> _Prompt_:
Tally how many lines include "this". The number is the whole answer.

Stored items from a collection
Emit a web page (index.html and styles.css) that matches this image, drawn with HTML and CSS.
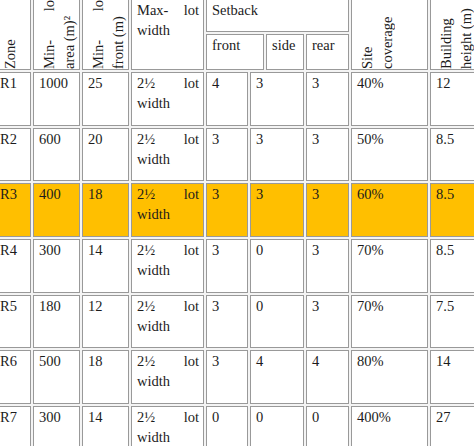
FILE: index.html
```html
<!DOCTYPE html>
<html lang="en">
<head>
<meta charset="utf-8">
<title>Zoning table</title>
<link rel="stylesheet" href="styles.css">
</head>
<body>
<div class="table">
  <div class="cell hd span-rows c1"><div class="rot">Zone</div></div>
  <div class="cell hd span-rows c2"><div class="rot tall">Min- lot area (m)²</div></div>
  <div class="cell hd span-rows c3"><div class="rot tall">Min- lot front (m)</div></div>
  <div class="cell hd span-rows c4 just">Max- lot width</div>
  <div class="cell hd setback">Setback</div>
  <div class="cell hd sub-front">front</div>
  <div class="cell hd sub-side">side</div>
  <div class="cell hd sub-rear">rear</div>
  <div class="cell hd span-rows c9"><div class="rot">Site coverage</div></div>
  <div class="cell hd span-rows c10"><div class="rot">Building height (m)</div></div>

  <div class="cell">R1</div><div class="cell">1000</div><div class="cell">25</div><div class="cell just">2½ lot width</div><div class="cell">4</div><div class="cell side">3</div><div class="cell">3</div><div class="cell">40%</div><div class="cell">12</div>

  <div class="cell">R2</div><div class="cell">600</div><div class="cell">20</div><div class="cell just">2½ lot width</div><div class="cell">3</div><div class="cell side">3</div><div class="cell">3</div><div class="cell">50%</div><div class="cell">8.5</div>

  <div class="cell hl">R3</div><div class="cell hl">400</div><div class="cell hl">18</div><div class="cell hl just">2½ lot width</div><div class="cell hl">3</div><div class="cell hl side">3</div><div class="cell hl">3</div><div class="cell hl">60%</div><div class="cell hl">8.5</div>

  <div class="cell">R4</div><div class="cell">300</div><div class="cell">14</div><div class="cell just">2½ lot width</div><div class="cell">3</div><div class="cell side">0</div><div class="cell">3</div><div class="cell">70%</div><div class="cell">8.5</div>

  <div class="cell">R5</div><div class="cell">180</div><div class="cell">12</div><div class="cell just">2½ lot width</div><div class="cell">3</div><div class="cell side">0</div><div class="cell">3</div><div class="cell">70%</div><div class="cell">7.5</div>

  <div class="cell">R6</div><div class="cell">500</div><div class="cell">18</div><div class="cell just">2½ lot width</div><div class="cell">3</div><div class="cell side">4</div><div class="cell">4</div><div class="cell">80%</div><div class="cell">14</div>

  <div class="cell">R7</div><div class="cell">300</div><div class="cell">14</div><div class="cell just">2½ lot width</div><div class="cell">0</div><div class="cell side">0</div><div class="cell">0</div><div class="cell">400%</div><div class="cell">27</div>
</div>
</body>
</html>
```

FILE: styles.css
```css
html, body {
  margin: 0;
  padding: 0;
  overflow: hidden;
  background: #f4f4f4;
}

body {
  width: 474px;
  height: 446px;
}

.table {
  display: grid;
  grid-template-columns: 37px 47px 47px 73px 42px 14px 38px 43px 77px 60px;
  grid-template-rows: 33px 36px repeat(7, 53.67px);
  gap: 2px;
  width: max-content;
  margin-left: -6px;
  margin-top: -1px;
  background: #f4f4f4;
  font-family: "Liberation Serif", "Times New Roman", serif;
  font-size: 14.5px;
  line-height: 20px;
  color: #1c1c1c;
}

.cell {
  border: 1px solid #999999;
  padding: 0 4px 0 5px;
  background: #ffffff;
  overflow: visible;
}

.hl {
  background: #ffbf00;
}

.just {
  text-align: justify;
}

.span-rows {
  grid-row: 1 / span 2;
}

.c1 { grid-column: 1; }
.c2 { grid-column: 2; }
.c3 { grid-column: 3; }
.c4 { grid-column: 4; }
.c9 { grid-column: 9; }
.c10 { grid-column: 10; }

.setback {
  grid-column: 5 / span 4;
  grid-row: 1;
}

.sub-front {
  grid-column: 5 / span 2;
  grid-row: 2;
}

.sub-side {
  grid-column: 7;
  grid-row: 2;
}

.sub-rear {
  grid-column: 8;
  grid-row: 2;
}

.side {
  grid-column: span 2;
}

.rot {
  writing-mode: vertical-rl;
  transform: rotate(180deg);
  height: 69px;
  width: 40px;
  text-align: justify;
}

.rot.tall {
  height: 73px;
  margin-top: -4px;
}
```
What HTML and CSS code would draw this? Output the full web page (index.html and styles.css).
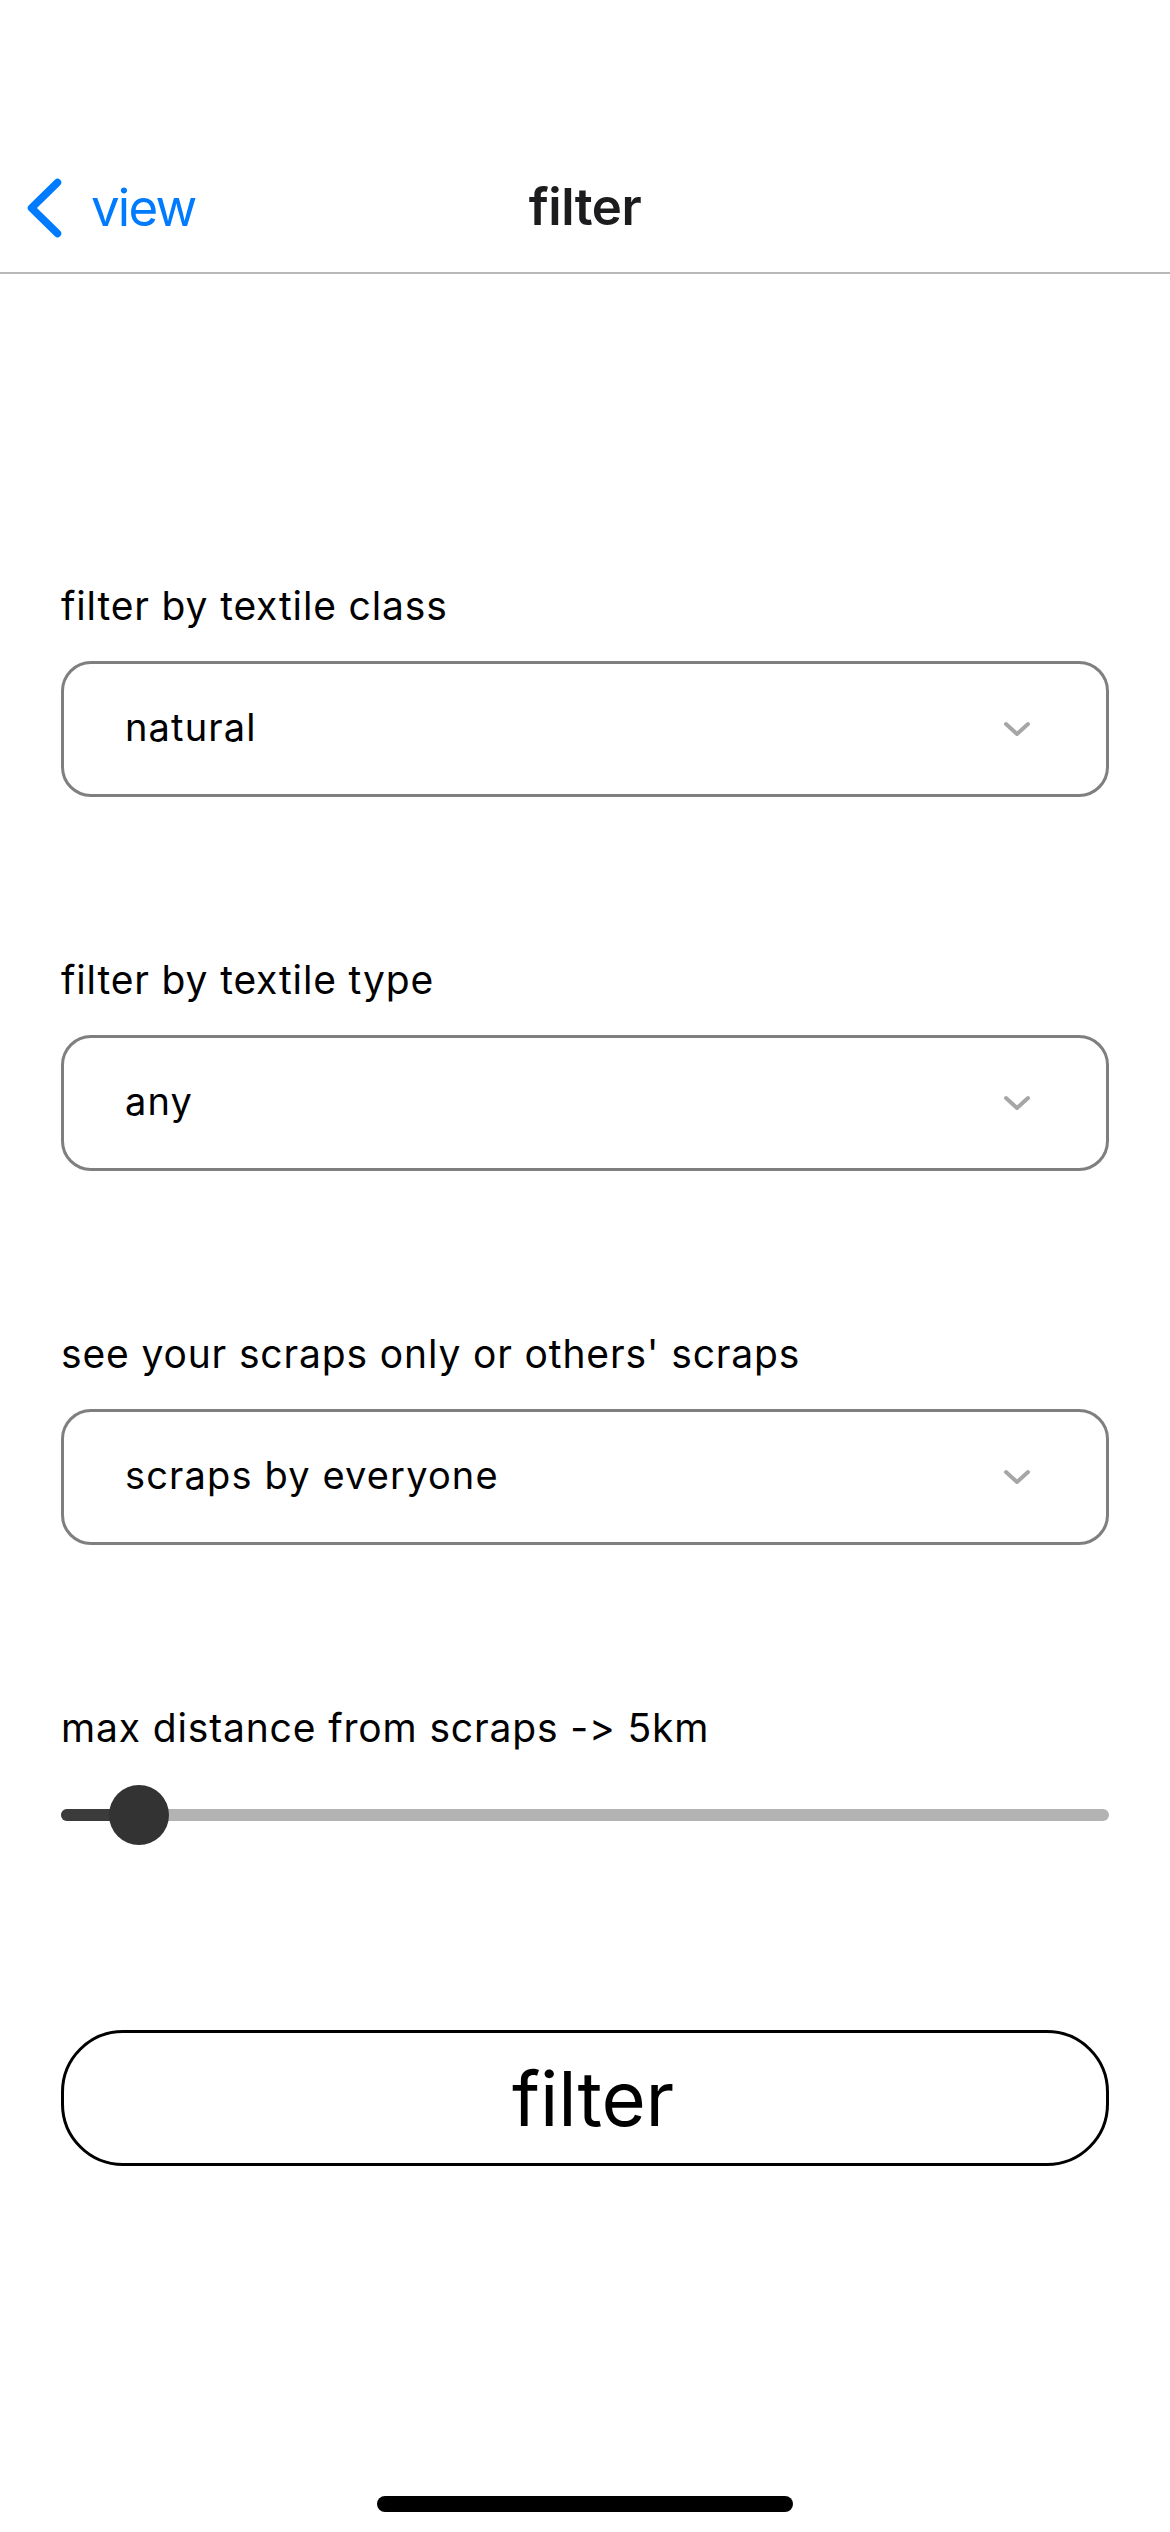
FILE: index.html
```html
<!DOCTYPE html>
<html lang="en">
<head>
<meta charset="utf-8">
<title>filter</title>
<link rel="stylesheet" href="styles.css">
</head>
<body>
<div class="screen">
  <header class="header">
    <div class="statusbar"></div>
    <nav class="navbar">
      <div class="back">
        <svg class="back-chevron" width="40" height="64" viewBox="0 0 40 64"><path d="M33.5 6.5 L7.5 32 L33.5 57.5" fill="none" stroke="#007aff" stroke-width="7.5" stroke-linecap="round" stroke-linejoin="round"/></svg>
        <span class="back-label">view</span>
      </div>
      <div class="title">filter</div>
      <div class="nav-spacer"></div>
    </nav>
  </header>

  <main class="content">
    <section class="field">
      <div class="label">filter by textile class</div>
      <div class="select">
        <span class="select-value">natural</span>
        <svg class="select-chevron" width="30" height="20" viewBox="0 0 30 20"><path d="M4 5 L15 15 L26 5" fill="none" stroke="#a6a6a6" stroke-width="4" stroke-linecap="round" stroke-linejoin="round"/></svg>
      </div>
    </section>

    <section class="field">
      <div class="label">filter by textile type</div>
      <div class="select">
        <span class="select-value">any</span>
        <svg class="select-chevron" width="30" height="20" viewBox="0 0 30 20"><path d="M4 5 L15 15 L26 5" fill="none" stroke="#a6a6a6" stroke-width="4" stroke-linecap="round" stroke-linejoin="round"/></svg>
      </div>
    </section>

    <section class="field">
      <div class="label">see your scraps only or others' scraps</div>
      <div class="select">
        <span class="select-value">scraps by everyone</span>
        <svg class="select-chevron" width="30" height="20" viewBox="0 0 30 20"><path d="M4 5 L15 15 L26 5" fill="none" stroke="#a6a6a6" stroke-width="4" stroke-linecap="round" stroke-linejoin="round"/></svg>
      </div>
    </section>

    <section class="field field-slider">
      <div class="label">max distance from scraps -&gt; 5km</div>
      <div class="slider">
        <div class="track">
          <div class="track-fill"></div>
          <div class="thumb"></div>
        </div>
      </div>
    </section>

    <button class="filter-button" type="button">filter</button>
  </main>

  <div class="home-area"><div class="home-indicator"></div></div>
</div>
</body>
</html>
```

FILE: styles.css
```css
* {
  box-sizing: border-box;
}

html, body {
  margin: 0;
  padding: 0;
  background: #ffffff;
}

body {
  font-family: Inter, "Liberation Sans", Roboto, sans-serif;
  color: #000000;
}

.screen {
  width: 1170px;
  min-height: 2532px;
  display: flex;
  flex-direction: column;
}

.header {
  border-bottom: 2px solid #b8b8b8;
}

.statusbar {
  height: 141px;
}

.navbar {
  height: 131px;
  display: grid;
  grid-template-columns: 1fr auto 1fr;
  align-items: center;
}

.back {
  display: flex;
  align-items: center;
  padding-left: 24px;
  padding-top: 2px;
  gap: 27px;
}

.back-chevron {
  display: block;
}

.back-label {
  font-size: 51px;
  color: #007aff;
  letter-spacing: -1.8px;
  line-height: 1;
}

.title {
  font-size: 51px;
  font-weight: 600;
  color: #1c1c1e;
  letter-spacing: -0.5px;
  line-height: 1;
  padding-top: 0;
}

.content {
  padding: 308px 61px 0 61px;
  display: flex;
  flex-direction: column;
}

.field {
  display: flex;
  flex-direction: column;
  margin-bottom: 159px;
}

.label {
  font-size: 39px;
  line-height: 47px;
  height: 47px;
  letter-spacing: 0.85px;
  margin-bottom: 32px;
  white-space: nowrap;
}

.select {
  height: 136px;
  border: 3px solid #7f7f7f;
  border-radius: 30px;
  display: flex;
  align-items: center;
  justify-content: space-between;
  padding: 0 74px 0 61px;
}

.select-value {
  font-size: 38px;
  letter-spacing: 1.15px;
  line-height: 1;
  padding-bottom: 4px;
}

.select-chevron {
  display: block;
}

.field-slider {
  margin-bottom: 0;
}

.field-slider .label {
  margin-bottom: 34px;
}

.slider {
  height: 60px;
  display: flex;
  align-items: center;
}

.track {
  position: relative;
  width: 100%;
  height: 12px;
  border-radius: 6px;
  background: #b3b3b3;
}

.track-fill {
  width: 80px;
  height: 12px;
  border-radius: 6px 0 0 6px;
  background: #3b3b3b;
}

.thumb {
  position: absolute;
  left: 48px;
  top: -24px;
  width: 60px;
  height: 60px;
  border-radius: 50%;
  background: #333333;
}

.filter-button {
  margin-top: 185px;
  height: 136px;
  width: 100%;
  border: 3px solid #000000;
  border-radius: 62px;
  background: #ffffff;
  font-family: Inter, "Liberation Sans", Roboto, sans-serif;
  font-size: 76px;
  color: #000000;
  padding: 0 0 0 16px;
  line-height: 1;
  letter-spacing: -0.2px;
}

.home-area {
  margin-top: auto;
  height: 60px;
  padding-bottom: 20px;
  display: flex;
  align-items: flex-end;
  justify-content: center;
}

.home-indicator {
  width: 416px;
  height: 16px;
  border-radius: 8px;
  background: #000000;
}
```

> _Solution to the problem_:
2